Commentary: Majority Superiority Complex Is Real, I’ve Personally Encountered Discrimination Against Malays

So, when there are Chinese SAP schools and no Malay SAP schools, we did not make any noise about being multicultural. When someone up there stated that we are not ready for a Malay PM, we did not make noise about being multicultural. When Channel 5 showcased so many Chinese adverts and gazette, and almost no Malay ones, we did not make noise about being multicultural. When so many SMEs chose to put up “only Mandarin-speaking candidates shall apply” on their recruitment ads (we know they simply don’t want to hire us), we did not make noise about being multicultural. When the cabinet typically consists of mainly Chinese, a few Indians and only 1 Malay at any point of time (until recently) despite several very capable Malay MS & SMS (and the nation’s racial ratio), we did not make noise about being multicultural.

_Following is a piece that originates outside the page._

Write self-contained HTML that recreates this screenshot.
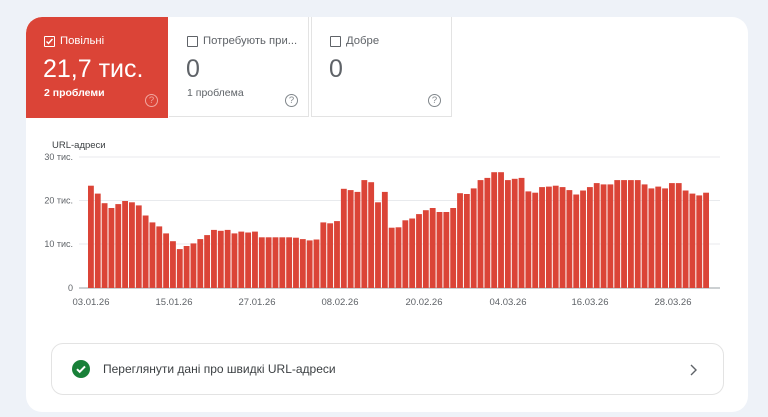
<!DOCTYPE html>
<html><head><meta charset="utf-8"><style>
*{margin:0;padding:0;box-sizing:border-box}
body{width:768px;height:417px;background:#eef2f8;font-family:"Liberation Sans",Arial,sans-serif;position:relative;overflow:hidden}
.card{position:absolute;left:26px;top:17px;width:722px;height:395px;background:#fff;border-radius:16px;overflow:hidden}
.tab{position:absolute;top:0;height:100px;border-bottom:1px solid #e3e3e3}
.t1{left:0;width:142px;background:#db4437;color:#fff;border-top-left-radius:16px;border-bottom:none;height:101px}
.t2{left:143px;width:140px;border-right:1px solid #e3e3e3}
.t3{left:285px;width:141px;border-right:1px solid #e3e3e3;border-left:1px solid #e3e3e3}
.lbl{position:absolute;left:18px;top:18px;font-size:11.3px;display:flex;align-items:center;gap:5px;color:#5f6368;white-space:nowrap}
.t1 .lbl{color:#fff}
.cb{width:11px;height:11px;border:1.5px solid #5f6368;border-radius:1px;position:relative;flex:none}
.t1 .cb{border-color:#fff}
.num{position:absolute;left:17px;top:38px;font-size:25px;color:#5f6368}
.t1 .num{color:#fff}
.sub{position:absolute;left:18px;top:70px;font-size:10.5px;color:#5f6368}
.t1 .sub{color:#fff;font-weight:bold}
.q{position:absolute;right:10px;top:77px;width:13px;height:13px;border:1.3px solid #80868b;border-radius:50%;font-size:9.5px;color:#80868b;text-align:center;line-height:11px}
.t1 .q{border-color:#f1a8a0;color:#f1a8a0}
.link{position:absolute;left:25px;top:326px;width:673px;height:52px;border:1px solid #e3e3e3;border-radius:12px}
</style></head><body>
<div class="card">
<div class="tab t1"><div class="lbl"><span class="cb"><svg width="9" height="9" viewBox="0 0 9 9" style="position:absolute;left:0;top:0"><path d="M1.5 4.5l2 2 4-4.5" stroke="#fff" stroke-width="1.4" fill="none"/></svg></span>Повільні</div><div class="num">21,7 тис.</div><div class="sub">2 проблеми</div><div class="q">?</div></div>
<div class="tab t2"><div class="lbl"><span class="cb"></span>Потребують при...</div><div class="num">0</div><div class="sub">1 проблема</div><div class="q">?</div></div>
<div class="tab t3"><div class="lbl"><span class="cb"></span>Добре</div><div class="num">0</div><div class="q">?</div></div>
<div class="link">
<svg width="18" height="18" style="position:absolute;left:20px;top:16px" viewBox="0 0 18 18"><circle cx="9" cy="9" r="9" fill="#188038"/><path d="M5 9.2l2.7 2.6 5.3-5.4" stroke="#fff" stroke-width="2" fill="none"/></svg>
<div style="position:absolute;left:51px;top:18px;font-size:12px;color:#3c4043">Переглянути дані про швидкі URL-адреси</div>
<svg width="8" height="12" style="position:absolute;right:26px;top:20px" viewBox="0 0 8 12"><path d="M2 1l5 5-5 5" stroke="#5f6368" stroke-width="1.4" fill="none"/></svg>
</div>
</div>
<svg id="ch" width="768" height="417" style="position:absolute;left:0;top:0" font-family="Liberation Sans,Arial,sans-serif"></svg>
<script>
var v=[23.4,21.6,19.4,18.3,19.2,19.9,19.6,18.9,16.6,15.0,14.1,12.5,10.7,8.9,9.6,10.2,11.2,12.1,13.3,13.1,13.3,12.5,12.9,12.7,12.9,11.6,11.6,11.6,11.6,11.6,11.5,11.2,10.9,11.1,15.0,14.8,15.3,22.7,22.4,22.0,24.7,24.2,19.6,22.0,13.8,13.9,15.5,15.9,16.9,17.8,18.3,17.4,17.4,18.3,21.7,21.5,22.8,24.7,25.2,26.5,26.5,24.7,25.0,25.2,22.1,21.8,23.1,23.2,23.4,23.1,22.4,21.4,22.3,23.1,24.0,23.7,23.7,24.7,24.7,24.7,24.7,23.7,22.8,23.2,22.8,24.0,24.0,22.3,21.6,21.2,21.8];
var s='<text x="52" y="148" font-size="9.5" fill="#3c4043">URL-адреси</text>';
var ys=[[288,"0"],[244,"10 тис."],[200.5,"20 тис."],[157,"30 тис."]];
ys.forEach(function(a){s+='<line x1="79" x2="720" y1="'+a[0]+'" y2="'+a[0]+'" stroke="'+(a[1]=="0"?"#9aa0a6":"#e8eaed")+'" stroke-width="1"/><text x="73" y="'+(a[0]+3)+'" font-size="9" fill="#5f6368" text-anchor="end">'+a[1]+'</text>';});
var st=(710-88)/v.length;
v.forEach(function(x,i){var h=x*4.37;s+='<rect x="'+(88+i*st).toFixed(2)+'" y="'+(288-h).toFixed(1)+'" width="'+(st-1).toFixed(2)+'" height="'+h.toFixed(1)+'" fill="#db4437"/>';});
[["03.01.26",91],["15.01.26",174],["27.01.26",257],["08.02.26",340],["20.02.26",424],["04.03.26",508],["16.03.26",590],["28.03.26",673]].forEach(function(a){s+='<text x="'+a[1]+'" y="305" font-size="9.5" fill="#5f6368" text-anchor="middle">'+a[0]+'</text>';});
document.getElementById('ch').innerHTML=s;
</script>
</body></html>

My point is, majority superiority complex is real. Many times I have encountered it personally.

One incident which vividly triggered my memory was a mother of my primary school friend. If you know me enough, many of my close friends are Chinese. My friend, let’s name him A. A was a close friend of mine since Primary 2. We used to eat together (despite some old man saying that Muslims refuse to sit with non-Muslims to eat, which never was a problem) during recess and play together. One day, in Primary 4, I decided to play with him after school nearer to his residence. He had the permission of his mother, initially. After a while of playing at the basketball court, his mother came down to go to the minimart, if i do remember correctly. When she saw him playing with me, she walked towards us and told him in very stern atas English, “I told you not to mix around with Malays, you’ll become stupid” (along those lines, this happened almost 20 years ago, mind you.) Upon hearing that, my heart sank, I’ve never felt so humiliated. That was the last time I played with him, and we only hi-hi bye-bye in school since then. Well, it was probably because he mixed around with me that he dropped out half-way from JC and decided not to continue studying, sorry auntie.

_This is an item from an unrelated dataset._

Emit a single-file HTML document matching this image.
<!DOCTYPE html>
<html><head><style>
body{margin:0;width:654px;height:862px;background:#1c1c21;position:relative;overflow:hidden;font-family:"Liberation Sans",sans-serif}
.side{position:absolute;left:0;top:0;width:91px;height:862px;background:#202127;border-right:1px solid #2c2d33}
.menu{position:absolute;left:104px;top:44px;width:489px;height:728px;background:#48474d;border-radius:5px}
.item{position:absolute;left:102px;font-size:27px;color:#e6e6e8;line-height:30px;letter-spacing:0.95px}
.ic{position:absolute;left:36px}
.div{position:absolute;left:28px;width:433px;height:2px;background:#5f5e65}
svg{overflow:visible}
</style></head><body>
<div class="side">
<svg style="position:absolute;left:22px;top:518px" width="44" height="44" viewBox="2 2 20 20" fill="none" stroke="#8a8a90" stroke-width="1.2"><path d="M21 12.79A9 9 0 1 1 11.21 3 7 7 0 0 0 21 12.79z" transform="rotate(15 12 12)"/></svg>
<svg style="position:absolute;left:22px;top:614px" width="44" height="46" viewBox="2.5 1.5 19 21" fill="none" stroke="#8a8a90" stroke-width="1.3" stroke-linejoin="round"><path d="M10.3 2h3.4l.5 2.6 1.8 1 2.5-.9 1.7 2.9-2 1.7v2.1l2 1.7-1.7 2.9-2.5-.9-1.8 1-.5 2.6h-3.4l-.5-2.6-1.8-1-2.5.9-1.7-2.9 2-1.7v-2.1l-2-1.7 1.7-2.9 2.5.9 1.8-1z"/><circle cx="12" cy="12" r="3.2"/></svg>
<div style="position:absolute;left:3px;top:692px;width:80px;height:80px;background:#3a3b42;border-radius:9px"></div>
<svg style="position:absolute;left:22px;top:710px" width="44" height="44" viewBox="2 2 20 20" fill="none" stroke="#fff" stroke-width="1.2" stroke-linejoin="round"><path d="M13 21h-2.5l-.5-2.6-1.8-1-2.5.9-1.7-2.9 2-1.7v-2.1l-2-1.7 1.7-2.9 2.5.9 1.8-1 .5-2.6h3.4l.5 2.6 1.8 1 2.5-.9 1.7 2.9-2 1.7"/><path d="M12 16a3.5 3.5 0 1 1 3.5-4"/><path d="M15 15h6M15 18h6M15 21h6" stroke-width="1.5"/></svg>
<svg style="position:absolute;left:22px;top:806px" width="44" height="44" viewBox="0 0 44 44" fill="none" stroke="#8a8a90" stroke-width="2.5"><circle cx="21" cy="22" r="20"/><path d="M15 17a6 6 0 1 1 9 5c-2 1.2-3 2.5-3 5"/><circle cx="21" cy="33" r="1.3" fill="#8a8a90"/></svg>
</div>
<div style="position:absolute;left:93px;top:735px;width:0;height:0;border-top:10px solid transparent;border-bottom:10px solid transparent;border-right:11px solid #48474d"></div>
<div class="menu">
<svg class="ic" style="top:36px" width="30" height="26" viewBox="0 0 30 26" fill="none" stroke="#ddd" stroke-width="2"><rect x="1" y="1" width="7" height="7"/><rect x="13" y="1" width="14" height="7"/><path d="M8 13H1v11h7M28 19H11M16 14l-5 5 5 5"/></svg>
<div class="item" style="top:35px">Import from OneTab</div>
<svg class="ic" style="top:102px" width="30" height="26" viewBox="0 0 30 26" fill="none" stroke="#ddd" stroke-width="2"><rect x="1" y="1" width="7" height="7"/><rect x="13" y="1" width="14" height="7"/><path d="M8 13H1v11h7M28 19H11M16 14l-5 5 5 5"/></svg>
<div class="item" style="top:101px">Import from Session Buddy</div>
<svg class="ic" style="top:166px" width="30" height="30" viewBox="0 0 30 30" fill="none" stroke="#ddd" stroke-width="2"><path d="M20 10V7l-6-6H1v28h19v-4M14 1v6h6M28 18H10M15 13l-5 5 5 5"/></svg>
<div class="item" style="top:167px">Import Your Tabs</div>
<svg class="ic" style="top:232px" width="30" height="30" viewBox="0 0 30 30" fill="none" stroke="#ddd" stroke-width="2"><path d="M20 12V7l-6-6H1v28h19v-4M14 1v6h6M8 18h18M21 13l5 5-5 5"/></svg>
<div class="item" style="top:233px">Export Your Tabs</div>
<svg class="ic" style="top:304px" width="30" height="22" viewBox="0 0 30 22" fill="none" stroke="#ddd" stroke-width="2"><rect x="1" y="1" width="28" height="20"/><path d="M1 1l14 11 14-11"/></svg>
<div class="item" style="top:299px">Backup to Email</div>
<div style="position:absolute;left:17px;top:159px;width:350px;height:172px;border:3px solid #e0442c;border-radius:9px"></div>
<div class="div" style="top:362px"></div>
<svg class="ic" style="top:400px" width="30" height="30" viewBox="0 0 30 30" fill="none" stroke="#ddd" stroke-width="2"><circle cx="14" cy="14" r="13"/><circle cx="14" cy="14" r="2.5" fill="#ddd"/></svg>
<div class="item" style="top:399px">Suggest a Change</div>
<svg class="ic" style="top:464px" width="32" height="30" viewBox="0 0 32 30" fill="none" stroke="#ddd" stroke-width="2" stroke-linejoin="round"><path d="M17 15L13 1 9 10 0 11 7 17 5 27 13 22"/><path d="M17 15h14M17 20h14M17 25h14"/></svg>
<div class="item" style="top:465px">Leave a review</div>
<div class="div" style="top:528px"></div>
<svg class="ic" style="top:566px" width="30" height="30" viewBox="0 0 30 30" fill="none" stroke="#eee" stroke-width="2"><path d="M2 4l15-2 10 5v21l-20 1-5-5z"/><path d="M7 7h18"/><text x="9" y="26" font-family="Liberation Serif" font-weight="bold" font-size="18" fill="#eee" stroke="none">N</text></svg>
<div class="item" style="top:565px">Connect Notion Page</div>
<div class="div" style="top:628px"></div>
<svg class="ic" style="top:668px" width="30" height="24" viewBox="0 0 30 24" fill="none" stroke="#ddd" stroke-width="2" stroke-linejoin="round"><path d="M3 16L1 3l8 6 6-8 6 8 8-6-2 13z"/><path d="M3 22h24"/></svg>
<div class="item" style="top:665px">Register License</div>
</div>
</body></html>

That didn’t deter me from making so many more close Chinese friends, though; I met my best friend Silas Yeo in P5.

My race in my IC is always a factor, when I do well or don’t do well. I tutor maths well, suddenly, the comments are, I’m “not so Malay”, but when I failed Maths in Sec 1, that’s expected coz I’m Malay. When they see me (a young Malay man) drive a BMW, they ask whether I’m an Uber driver now. In fact, just the other day, my brother Muhammad Irshad’s BMW was reversed into by an MPV driven by a middle-aged man, the friend of the man asked my brother twice if it was a rental car (hinting that it may be a PHV). My aunt, Suriati who stays in a landed property house took a taxi home one day and the taxi driver’s comment when she was alighting was, “Here is cheap ha? So many Malays stay here”.

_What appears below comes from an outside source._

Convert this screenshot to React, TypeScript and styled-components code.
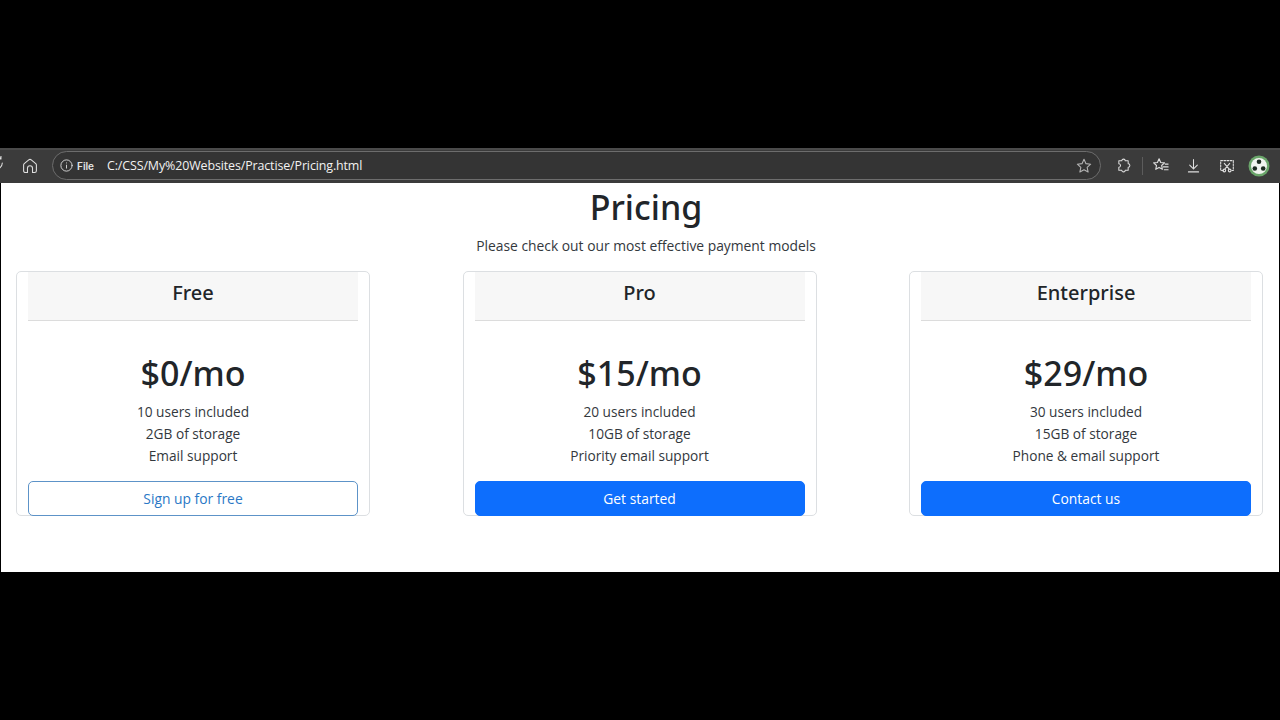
import React from 'react';
import styled, { createGlobalStyle } from 'styled-components';

const GlobalStyle = createGlobalStyle`
    html, body {
        margin: 0;
        padding: 0;
        background: #000000;
    }
    body {
        font-family: "Open Sans", "Noto Sans", "Liberation Sans", sans-serif;
    }
`;

const Page = styled.div`
    width: 1280px;
    height: 720px;
    background: #000000;
    padding-top: 148px;
    box-sizing: border-box;
    overflow: hidden;
`;

const Browser = styled.div`
    height: 424px;
    display: flex;
    flex-direction: column;
`;

const Toolbar = styled.div`
    height: 35px;
    box-sizing: border-box;
    background: #3b3b3b;
    border-top: 2px solid #4a4a4a;
    padding-bottom: 2px;
    display: flex;
    align-items: center;
    color: #dedede;
`;

const IconSlot = styled.span<{ $w?: number }>`
    width: ${(p) => p.$w ?? 24}px;
    height: 20px;
    display: flex;
    align-items: center;
    justify-content: center;
    flex-shrink: 0;
`;

const LeftEdge = styled.span`
    width: 18px;
    height: 20px;
    overflow: hidden;
    display: flex;
    align-items: center;
    justify-content: flex-end;
`;

const ReloadCrop = styled.span`
    margin-right: 13px;
`;

const HomeSlot = styled(IconSlot)`
    margin-right: 10px;
`;

const AddressBar = styled.div`
    width: 1049px;
    height: 29px;
    box-sizing: border-box;
    border: 1px solid #6d6d6d;
    border-radius: 15px;
    background: #343434;
    display: flex;
    align-items: center;
    padding: 0 5px;
    flex-shrink: 0;
`;

const StarSlot = styled(IconSlot)`
    color: #b4b4b4;
`;

const FileTag = styled.span`
    font-family: "Inter", "Liberation Sans", sans-serif;
    font-size: 10px;
    font-weight: 600;
    margin-left: 3px;
    width: 30px;
    color: #e4e4e4;
`;

const Url = styled.span`
    font-size: 12.45px;
    letter-spacing: -0.12px;
    color: #f2f2f2;
    flex: 1;
`;

const ToolIcons = styled.div`
    display: flex;
    align-items: center;
    margin-left: 10px;
`;

const Divider = styled.span`
    width: 1px;
    height: 18px;
    background: #5c5c5c;
    margin: 0 2px 0 7px;
`;

const Avatar = styled.svg`
    margin-left: 5px;
`;

const Content = styled.main`
    flex: 1;
    background: #ffffff;
    margin: 0 1px;
    padding: 0 16px 0 15px;
    display: flex;
    flex-direction: column;
`;

const Intro = styled.header`
    text-align: center;
    padding-left: 13px;
    color: #212529;
`;

const Title = styled.h1`
    margin: 0;
    font-family: "Noto Sans", "Open Sans", sans-serif;
    font-size: 34px;
    font-weight: 500;
    line-height: 48px;
`;

const Lead = styled.p`
    margin: 3px 0 0;
    font-size: 13.85px;
    line-height: 24px;
    color: #33383d;
`;

const Cards = styled.div`
    margin-top: 13px;
    display: flex;
    justify-content: space-between;
`;

const Card = styled.section`
    width: 354px;
    height: 245px;
    box-sizing: border-box;
    border: 1px solid #dcdfe2;
    border-radius: 5px;
    padding: 0 11px;
    display: flex;
    flex-direction: column;
    text-align: center;
    color: #212529;

    & > * {
        flex-shrink: 0;
    }
`;

const CardHeader = styled.div`
    height: 49px;
    box-sizing: border-box;
    background: #f7f7f7;
    border-bottom: 1px solid #dcdcdc;
    font-family: "Noto Sans", "Open Sans", sans-serif;
    font-size: 20px;
    font-weight: 500;
    line-height: 42px;
`;

const Price = styled.div`
    margin-top: 28px;
    font-family: "Noto Sans", "Open Sans", sans-serif;
    font-size: 34px;
    font-weight: 500;
    line-height: 48px;
`;

const Features = styled.ul`
    list-style: none;
    margin: 4px 0 0;
    padding: 0;
    font-size: 13.7px;
    line-height: 22px;
    color: #33383d;
`;

const Action = styled.button<{ $outline?: boolean }>`
    margin-top: 14px;
    height: 35px;
    width: 100%;
    box-sizing: border-box;
    border-radius: 5px;
    font-family: inherit;
    font-size: 13.85px;
    padding: 0;
    border: 1px solid ${(p) => (p.$outline ? '#5d93c8' : '#0d6efd')};
    background: ${(p) => (p.$outline ? '#ffffff' : '#0d6efd')};
    color: ${(p) => (p.$outline ? '#2a78c6' : '#ffffff')};
`;

const Glyph: React.FC<{ size?: number; children: React.ReactNode }> = ({ size = 18, children }) => (
    <svg width={size} height={size} viewBox="0 0 20 20" fill="none" stroke="currentColor" strokeWidth="1.2" strokeLinecap="round" strokeLinejoin="round">
        {children}
    </svg>
);

const starPath = 'M10 2.6l2.2 4.8 5.2.6-3.9 3.5 1.1 5.2L10 14.1l-4.6 2.6 1.1-5.2-3.9-3.5 5.2-.6z';

const plans = [
    { name: 'Free', price: '$0/mo', features: ['10 users included', '2GB of storage', 'Email support'], action: 'Sign up for free', outline: true },
    { name: 'Pro', price: '$15/mo', features: ['20 users included', '10GB of storage', 'Priority email support'], action: 'Get started', outline: false },
    { name: 'Enterprise', price: '$29/mo', features: ['30 users included', '15GB of storage', 'Phone & email support'], action: 'Contact us', outline: false },
];

const App: React.FC = () => (
    <Page>
        <GlobalStyle />
        <Browser>
            <Toolbar>
                <LeftEdge>
                    <ReloadCrop>
                        <Glyph>
                            <path d="M15.5 5.5A7 7 0 1 0 17 10M15.5 2v3.5H12" />
                        </Glyph>
                    </ReloadCrop>
                </LeftEdge>
                <HomeSlot>
                    <Glyph size={18}>
                        <path d="M8.6 3.2a2.2 2.2 0 0 1 2.8 0l5 4.2a2 2 0 0 1 .7 1.5v6.400a2 2 0 0 1-2 2h-2.300v-4.800a2.800 2.800 0 0 0-5.600 0v4.800H4.900a2 2 0 0 1-2-2V8.900a2 2 0 0 1 .7-1.500z" />
                    </Glyph>
                </HomeSlot>
                <AddressBar>
                    <IconSlot $w={16}>
                        <Glyph size={15}>
                            <circle cx="10" cy="10" r="7.5" />
                            <path d="M10 9.5v4M10 6.5v.2" />
                        </Glyph>
                    </IconSlot>
                    <FileTag>File</FileTag>
                    <Url>C:/CSS/My%20Websites/Practise/Pricing.html</Url>
                    <StarSlot $w={22}>
                        <Glyph size={18}>
                            <path d={starPath} />
                        </Glyph>
                    </StarSlot>
                </AddressBar>
                <ToolIcons>
                    <IconSlot $w={24}>
                        <Glyph size={17}>
                            <path d="M8 4.5a2 2 0 0 1 4 0h3.5V8a2 2 0 0 1 0 4v3.5H12a2 2 0 0 1-4 0H4.5V12a2 2 0 0 0 0-4V4.5z" />
                        </Glyph>
                    </IconSlot>
                    <Divider />
                    <IconSlot $w={30}>
                        <Glyph size={19}>
                            <path d="M8.5 3l1.7 3.8 4 .5-3 2.7.8 4-3.5-2-3.5 2 .8-4-3-2.7 4-.5zM13 11.5h5M14 14.5h4M15 8.5h3" />
                        </Glyph>
                    </IconSlot>
                    <IconSlot $w={36}>
                        <Glyph size={17}>
                            <path d="M10 3v11M5.5 9.5L10 14l4.5-4.5M4 17.500h12" />
                        </Glyph>
                    </IconSlot>
                    <IconSlot $w={32}>
                        <Glyph size={18}>
                            <path d="M6 15H3V4h14v11h-3" strokeDasharray="2 1.5" />
                            <path d="M7 7l5 6M13 7l-5 6" />
                            <circle cx="7" cy="15" r="1.5" />
                            <circle cx="13" cy="15" r="1.5" />
                        </Glyph>
                    </IconSlot>
                    <Avatar width="22" height="22" viewBox="0 0 22 22">
                        <circle cx="11" cy="11" r="10.5" fill="#6aa56a" />
                        <circle cx="11" cy="11" r="8" fill="#f1f4ef" />
                        <circle cx="11" cy="6.8" r="2.3" fill="#1c2b20" />
                        <circle cx="6.8" cy="13.5" r="2.3" fill="#1c2b20" />
                        <circle cx="15.2" cy="13.5" r="2.3" fill="#1c2b20" />
                    </Avatar>
                </ToolIcons>
            </Toolbar>
            <Content>
                <Intro>
                    <Title>Pricing</Title>
                    <Lead>Please check out our most effective payment models</Lead>
                </Intro>
                <Cards>
                    {plans.map((plan) => (
                        <Card key={plan.name}>
                            <CardHeader>{plan.name}</CardHeader>
                            <Price>{plan.price}</Price>
                            <Features>
                                {plan.features.map((f) => (
                                    <li key={f}>{f}</li>
                                ))}
                            </Features>
                            <Action $outline={plan.outline}>{plan.action}</Action>
                        </Card>
                    ))}
                </Cards>
            </Content>
        </Browser>
    </Page>
);

export default App;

It will never be a problem until a minority gets a little bit more. Anyway, a Malay president is not at the top of our wishlist, either.

This is in no way a racist post. I posted this because I feel strongly about the discrimination against my race. I’m sorry if it had hurt anyone, but I’m just creating an awareness that such mentality exists and we need to work together to eliminate such thoughts, so that we can move forward as one Singapore.